Zum Garten hin schließen sich an den Hauptbau zwei etwa 50 Meter lange, eingeschossige Anbauten an. Der östliche Anbau dient heute als Café. In ihm waren früher eine Kegelbahn und ein Billardzimmer untergebracht. Der westliche Anbau beherbergte einst die Orangerie. Der Garten selbst ist als Barockgarten gestaltet und enthält einen zentralen Zierbrunnen sowie mehrere Statuen. Darunter befindet sich auch das Standbild des ersten sächsischen Königs Friedrich August I., ebenfalls ein Werk von Adam Friedrich Oeser. Diese Statue befand sich bis 1937 auf dem Königsplatz, dem heutigen Wilhelm-Leuschner-Platz, bevor sie ihren Platz im Garten des Schlösschens fand.
Das Gohliser Schlösschen nimmt eine besondere Stellung unter den historischen Bauwerken Leipzigs ein. Von allen großbürgerlichen Schloss- und Gutsanlagen der Barockzeit, die einst in und um die reiche Handelsstadt Leipzig verstreut lagen, ist das Gohliser Schlösschen das letzte noch erhaltene. Viele andere prachtvolle Bauten, auch in der Innenstadt, fielen um 1900 der zunehmenden Grundstücksspekulation zum Opfer. Das Gohliser Schlösschen entging diesem Schicksal und blieb so als einzigartiges Zeugnis der bürgerlichen Kultur und Architektur des 18. Jahrhunderts erhalten.
Heute bietet das Gohliser Schlösschen ein vielfältiges Angebot für Besucher. Neben den bereits erwähnten kulturellen Veranstaltungen wie Konzerten, Theateraufführungen und Ausstellungen, können die Räumlichkeiten auch für private und geschäftliche Feiern gemietet werden. Besonders beliebt ist der Oesersaal im Obergeschoss, der für standesamtliche und freie Trauungen zur Verfügung steht und dem wichtigsten Tag im Leben vieler Paare einen historischen und stilvollen Rahmen verleiht. Für Trauerfeiern bietet der Steinsaal im Sockelgeschoss, der direkt von der Gartenanlage aus zugänglich ist, einen würdigen Rahmen. Im östlichen Anbau lädt das Kulturcafé zum Verweilen ein und bietet gastronomische Bewirtschaftung. Regelmäßig finden auch Führungen durch das Schlösschen und seinen Garten statt, die Einblicke in die Architektur, Geschichte und die Geschichten seiner Bewohner und Besucher geben.
Häufig gestellte Fragen zum Gohliser Schlösschen
Wo genau liegt das Gohliser Schlösschen?
Das Schlösschen befindet sich im Leipziger Stadtteil Gohlis, zwischen der Menckestraße und dem Poetenweg. Es ist etwa zwei Kilometer vom Stadtzentrum entfernt und nah am Rosental Park gelegen.

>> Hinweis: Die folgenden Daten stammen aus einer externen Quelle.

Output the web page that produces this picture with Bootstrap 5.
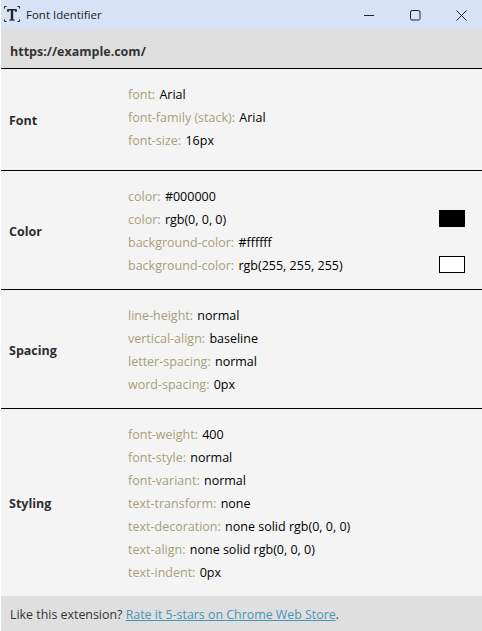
<!doctype html>
<html lang="en">
<head>
<meta charset="utf-8">
<title>Font Identifier</title>
<link href="https://cdn.jsdelivr.net/npm/bootstrap@5.3.0/dist/css/bootstrap.min.css" rel="stylesheet">
<style>
html,body{height:100%;overflow:hidden}
body{background:#f4f4f4;font-family:"Open Sans","Noto Sans",sans-serif;font-size:12.5px;color:#000;border-left:1px solid #fff}
.win-bar{height:29px;background:#d6e2f6;margin-left:-1px;margin-right:-2px;padding-top:1px;font-size:11.5px;color:#222}
.win-bar .app-ico{margin:-2px 5px 0 3px}
.win-btn{width:46px;height:29px}
.url-bar{background:#dfdfdf;border-bottom:1px solid #000;padding-left:10px;padding-top:8px;font-weight:700;font-size:12.5px;color:#333;margin-left:-1px;height:40px}
.sect{border-bottom:1px solid #000;padding:15px 0 11px 8px;background:#f4f4f4}
.sect-first{min-height:102px}
.sect-last{border-bottom:0;height:187px}
.sect-name{width:119px;font-weight:700;color:#2e2e2e}
.prop{height:23px;padding-right:17px}
.prop-k{color:#a6a07a;margin-right:4.3px}
.swatch{width:26px;height:17px;background:#000;border:1px solid #000;margin-bottom:4px}
.swatch-w{background:#fff}
.foot{height:35px;background:#dfdfdf;padding-left:10px;padding-top:3px;color:#333;margin-left:-1px;font-size:12.4px}
.foot a{color:#4a94b8}
</style>
</head>
<body>
<div class="d-flex flex-column vh-100">
  <div class="win-bar d-flex align-items-center">
    <svg class="app-ico" width="18" height="18" viewBox="0 0 18 18" fill="none" stroke="#222">
      <path d="M1.5 3.5V1.5H3.5M14.5 1.5H16.5V3.5M1.5 14.5V16.5H3.5M14.5 16.5H16.5V14.5" stroke-width="1"/>
      <path d="M5 7V4.8H13V7" stroke-width="1.6"/>
      <path d="M9 4.5V14.5" stroke-width="2.4"/>
      <path d="M6.5 15H11.5" stroke-width="1.4"/>
    </svg>
    <span class="flex-grow-1">Font Identifier</span>
    <div class="win-btn d-flex align-items-center justify-content-center"><svg width="11" height="11" viewBox="0 0 11 11"><path d="M0 5.5H10" stroke="#222"/></svg></div>
    <div class="win-btn d-flex align-items-center justify-content-center"><svg width="11" height="11" viewBox="0 0 11 11"><rect x=".5" y=".5" width="9.5" height="9.5" rx="1.5" fill="none" stroke="#222"/></svg></div>
    <div class="win-btn d-flex align-items-center justify-content-center"><svg width="11" height="11" viewBox="0 0 11 11"><path d="M.5.5L10.5 10.5M10.5.5L.5 10.5" stroke="#222"/></svg></div>
  </div>
  <div class="url-bar d-flex align-items-center">https://example.com/</div>

  <div class="sect sect-first d-flex align-items-center">
    <div class="sect-name">Font</div>
    <div class="flex-grow-1 align-self-start">
      <div class="prop d-flex align-items-center"><span class="prop-k">font:</span><span>Arial</span></div>
      <div class="prop d-flex align-items-center"><span class="prop-k">font-family (stack):</span><span>Arial</span></div>
      <div class="prop d-flex align-items-center"><span class="prop-k">font-size:</span><span>16px</span></div>
    </div>
  </div>

  <div class="sect d-flex align-items-center">
    <div class="sect-name">Color</div>
    <div class="flex-grow-1">
      <div class="prop d-flex align-items-center"><span class="prop-k">color:</span><span>#000000</span></div>
      <div class="prop d-flex align-items-center"><span class="prop-k">color:</span><span>rgb(0, 0, 0)</span><span class="swatch ms-auto"></span></div>
      <div class="prop d-flex align-items-center"><span class="prop-k">background-color:</span><span>#ffffff</span></div>
      <div class="prop d-flex align-items-center"><span class="prop-k">background-color:</span><span>rgb(255, 255, 255)</span><span class="swatch swatch-w ms-auto"></span></div>
    </div>
  </div>

  <div class="sect d-flex align-items-center">
    <div class="sect-name">Spacing</div>
    <div class="flex-grow-1">
      <div class="prop d-flex align-items-center"><span class="prop-k">line-height:</span><span>normal</span></div>
      <div class="prop d-flex align-items-center"><span class="prop-k">vertical-align:</span><span>baseline</span></div>
      <div class="prop d-flex align-items-center"><span class="prop-k">letter-spacing:</span><span>normal</span></div>
      <div class="prop d-flex align-items-center"><span class="prop-k">word-spacing:</span><span>0px</span></div>
    </div>
  </div>

  <div class="sect sect-last d-flex align-items-center">
    <div class="sect-name">Styling</div>
    <div class="flex-grow-1">
      <div class="prop d-flex align-items-center"><span class="prop-k">font-weight:</span><span>400</span></div>
      <div class="prop d-flex align-items-center"><span class="prop-k">font-style:</span><span>normal</span></div>
      <div class="prop d-flex align-items-center"><span class="prop-k">font-variant:</span><span>normal</span></div>
      <div class="prop d-flex align-items-center"><span class="prop-k">text-transform:</span><span>none</span></div>
      <div class="prop d-flex align-items-center"><span class="prop-k">text-decoration:</span><span>none solid rgb(0, 0, 0)</span></div>
      <div class="prop d-flex align-items-center"><span class="prop-k">text-align:</span><span>none solid rgb(0, 0, 0)</span></div>
      <div class="prop d-flex align-items-center"><span class="prop-k">text-indent:</span><span>0px</span></div>
    </div>
  </div>

  <div class="foot d-flex align-items-center"><span>Like this extension? <a href="#">Rate it 5-stars on Chrome Web Store</a>.</span></div>
</div>
<script src="https://cdn.jsdelivr.net/npm/bootstrap@5.3.0/dist/js/bootstrap.bundle.min.js"></script>
</body>
</html>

Wer ließ das Gohliser Schlösschen erbauen?
Es wurde im Auftrag des Leipziger Ratsherrn und Ratsbaumeisters Johann Caspar Richter in den Jahren 1755/56 als Sommerpalais errichtet.

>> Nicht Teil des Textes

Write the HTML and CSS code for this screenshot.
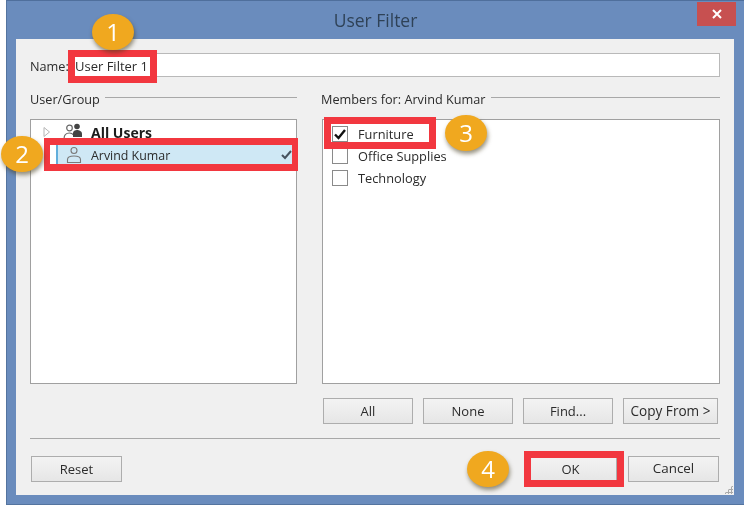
FILE: index.html
```html
<!DOCTYPE html>
<html lang="en">
<head>
<meta charset="utf-8">
<title>User Filter</title>
<link rel="stylesheet" href="styles.css">
</head>
<body>
<div class="window">
  <header class="titlebar">
    <span></span>
    <span class="title">User Filter</span>
    <span class="close">
      <svg width="10" height="10" viewBox="0 0 10 10"><path d="M1 1l8 8M9 1l-8 8" stroke="#fff" stroke-width="2" fill="none"/></svg>
    </span>
  </header>
  <main class="dialog">
    <div class="name-row">
      <label class="name-label">Name:</label>
      <div class="name-input">User Filter 1</div>
    </div>
    <div class="columns">
      <section class="col col-left">
        <div class="legend"><span>User/Group</span><i class="rule"></i></div>
        <div class="list tree">
          <div class="row">
            <svg class="arrow" width="8" height="12" viewBox="0 0 8 12"><path d="M1 1.5l5.5 4.5L1 10.5z" fill="#fff" stroke="#b5b5b5"/></svg>
            <svg class="group-icon" width="22" height="18" viewBox="0 0 22 18"><circle cx="6.5" cy="5" r="2.8" fill="none" stroke="#666" stroke-width="1.2"/><path d="M1 16c0-4 2-6 5.500-6 2 0 3 .6 4 2" fill="none" stroke="#666" stroke-width="1.2"/><circle cx="14" cy="3.500" r="2.800" fill="#444"/><path d="M10 14v-4c0-2 2-3 4-3s5 1 5 4v3z" fill="#444"/></svg>
            <b class="all-users">All Users</b>
          </div>
          <div class="row selected">
            <svg class="user-icon" width="16" height="18" viewBox="0 0 16 18"><circle cx="8" cy="4.500" r="3" fill="none" stroke="#7a7a7a" stroke-width="1.100"/><path d="M1.500 16.500v-3c0-2.500 2.500-3.500 6.500-3.500s6.500 1 6.500 3.500v3z" fill="none" stroke="#7a7a7a" stroke-width="1.100"/></svg>
            <span class="user-name">Arvind Kumar</span>
            <svg class="tick" width="11" height="10" viewBox="0 0 11 10"><path d="M1 5l3 3 6-7" fill="none" stroke="#46525e" stroke-width="2"/></svg>
          </div>
        </div>
      </section>
      <section class="col col-right">
        <div class="legend"><span>Members for: Arvind Kumar</span><i class="rule"></i></div>
        <div class="list members">
          <div class="member"><span class="box"><svg width="14" height="13" viewBox="0 0 14 13"><path d="M2 6.500l3.500 3.500L12 2" fill="none" stroke="#111" stroke-width="2.400"/></svg></span>Furniture</div>
          <div class="member"><span class="box"></span>Office Supplies</div>
          <div class="member"><span class="box"></span>Technology</div>
        </div>
        <div class="member-actions">
          <button class="btn">All</button>
          <button class="btn">None</button>
          <button class="btn">Find...</button>
          <button class="btn btn-copy">Copy From &gt;</button>
        </div>
      </section>
    </div>
    <hr class="separator">
    <footer class="footer">
      <button class="btn btn-reset">Reset</button>
      <div class="footer-right">
        <button class="btn btn-ok">OK</button>
        <button class="btn btn-cancel">Cancel</button>
      </div>
    </footer>
    <div class="grip"></div>
  </main>
</div>

<div class="red red-name"></div>
<div class="red red-user"></div>
<div class="red red-member"></div>
<div class="red red-ok"></div>
<div class="badge badge-1">1</div>
<div class="badge badge-2">2</div>
<div class="badge badge-3">3</div>
<div class="badge badge-4">4</div>
</body>
</html>
```

FILE: styles.css
```css
* { box-sizing: border-box; }
html, body { margin: 0; padding: 0; background: #fff; }
body {
  width: 744px;
  height: 506px;
  overflow: hidden;
  position: relative;
  font-family: "Open Sans", "Noto Sans", sans-serif;
  font-size: 12.7px;
  color: #2b2b2b;
  filter: blur(0.35px);
}
.window {
  margin-left: 6px;
  width: 738px;
  height: 505px;
  background: #6a8cbd;
  border: 1px solid #54749f;
  border-right: 0;
  border-top-color: #4f6f9c;
  display: flex;
  flex-direction: column;
}
.titlebar {
  height: 38px;
  flex: none;
  display: grid;
  grid-template-columns: 1fr auto 1fr;
}
.title {
  font-size: 17.5px;
  color: #2f4257;
  line-height: 38px;
}
.close {
  justify-self: end;
  margin: 1px 8px 0 0;
  width: 39px;
  height: 24px;
  background: #c75050;
  display: flex;
  align-items: center;
  justify-content: center;
}
.dialog {
  position: relative;
  margin-left: 9px;
  width: 718px;
  height: 456px;
  background: #f0f0f0;
  padding: 14px 14px 0;
  display: flex;
  flex-direction: column;
}
.name-row {
  display: flex;
  align-items: center;
  height: 24px;
  gap: 4px;
}
.name-label { width: 38px; flex: none; padding-top: 2px; }
.name-input {
  flex: 1;
  height: 24px;
  border: 1px solid #b9b9b9;
  background: #fff;
  line-height: 24px;
  padding-left: 2px;
  font-size: 13px;
}
.columns {
  display: flex;
  margin-top: 12px;
  gap: 24px;
}
.col-left { width: 267px; flex: none; }
.col-right { flex: 1; }
.legend {
  display: flex;
  align-items: center;
  gap: 5px;
  height: 20px;
  margin-bottom: 10px;
  white-space: nowrap;
}
.rule {
  flex: 1;
  height: 1px;
  background: #a8a8a8;
  margin-top: -4px;
}
.list {
  height: 265px;
  background: #fff;
  border: 1px solid #a0a0a0;
}
.tree { padding: 1px 0 0; }
.row {
  height: 22px;
  display: flex;
  align-items: center;
  position: relative;
}
.arrow { margin-left: 12px; flex: none; }
.group-icon { margin-left: 12px; flex: none; }
.all-users { margin-left: 6px; font-size: 14px; color: #1c1c1c; }
.selected {
  height: 24px;
  margin-left: 25px;
  margin-right: 4px;
  background: #cfe8f5;
  border-left: 2px solid #62aedb;
}
.user-icon { margin-left: 8px; flex: none; }
.user-name { margin-left: 9px; font-size: 12.4px; }
.tick { margin-left: auto; margin-right: 0; }
.members { padding: 3px 0 0 9px; margin-left: 1px; }
.member {
  height: 22px;
  display: flex;
  align-items: center;
  gap: 10px;
  font-size: 12.8px;
}
.box {
  width: 16px;
  height: 16px;
  flex: none;
  border: 1px solid #8a8a8a;
  background: #fff;
  display: flex;
  align-items: center;
  justify-content: center;
}
.member-actions {
  display: flex;
  gap: 10px;
  margin-top: 14px;
  padding-left: 2px;
}
.btn {
  width: 91px;
  height: 26px;
  padding: 0;
  font: inherit;
  font-size: 13px;
  color: #2b2b2b;
  border: 1px solid #adadad;
  background: linear-gradient(#f3f3f3, #e6e6e6);
}
.member-actions .btn { width: 90px; }
.member-actions .btn-copy { width: 95px; font-size: 13.6px; padding-bottom: 2px; }
.separator {
  width: 100%;
  height: 1px;
  margin: 14px 0 0;
  border: 0;
  background: #a8a8a8;
}
.footer {
  display: flex;
  justify-content: space-between;
  margin-top: 17px;
  padding-left: 1px;
  padding-right: 1px;
}
.footer-right { display: flex; gap: 11px; }
.btn-ok { width: 87px; padding-right: 6px; }
.btn-cancel { font-size: 13.4px; padding-bottom: 2px; }
.grip {
  position: absolute;
  right: 1px;
  bottom: 1px;
  width: 9px;
  height: 9px;
  background-image: radial-gradient(#a9a9a9 1px, transparent 1.2px);
  background-size: 3px 3px;
  clip-path: polygon(100% 0, 100% 100%, 0 100%);
}

.red {
  position: absolute;
  border: 7px solid #f2373f;
}
.red-name { left: 68px; top: 50px; width: 89px; height: 33px; }
.red-user { left: 44px; top: 138px; width: 254px; height: 33px; border-width: 7px 6px; }
.red-member { left: 324px; top: 117px; width: 112px; height: 32px; }
.red-ok { left: 524px; top: 451px; width: 100px; height: 36px; }

.badge {
  position: absolute;
  width: 42px;
  height: 36px;
  border-radius: 50%;
  background: #f0a81f;
  box-shadow: 1px 3px 4px rgba(70, 60, 30, 0.55);
  color: #fff;
  font-size: 24px;
  line-height: 36px;
  text-align: center;
}
.badge-1 { left: 92px; top: 14px; }
.badge-2 { left: 1px; top: 136px; }
.badge-3 { left: 445px; top: 115px; }
.badge-4 { left: 467px; top: 451px; }
```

Welchen Baustil repräsentiert das Schlösschen?
Der Bau ist im Stil des Rokoko gehalten, wobei der spätere Innenausbau auch Einflüsse des Klassizismus zeigt.
Welche berühmten Persönlichkeiten waren im Schlösschen zu Gast?
Während der Zeit von Johann Gottlob Böhme war das Schlösschen ein Treffpunkt für Gelehrte und Künstler. Zu den bekannten Gästen zählen Georg Joachim Göschen, Christian Gottfried Körner und Friedrich Schiller.
Was kann man heute im Gohliser Schlösschen erleben?
Heute ist das Schlösschen ein lebendiges Kulturzentrum. Es finden Konzerte, Theateraufführungen, Ausstellungen, Hochzeiten und Trauerfeiern statt. Es gibt ein Café und Räume können für Veranstaltungen gemietet werden. Auch Führungen werden angeboten.
Warum ist das Gohliser Schlösschen so einzigartig?
Es ist das einzige noch erhaltene bürgerliche Landhaus aus der Barockzeit in und um Leipzig, das nicht der Grundstücksspekulation zum Opfer fiel.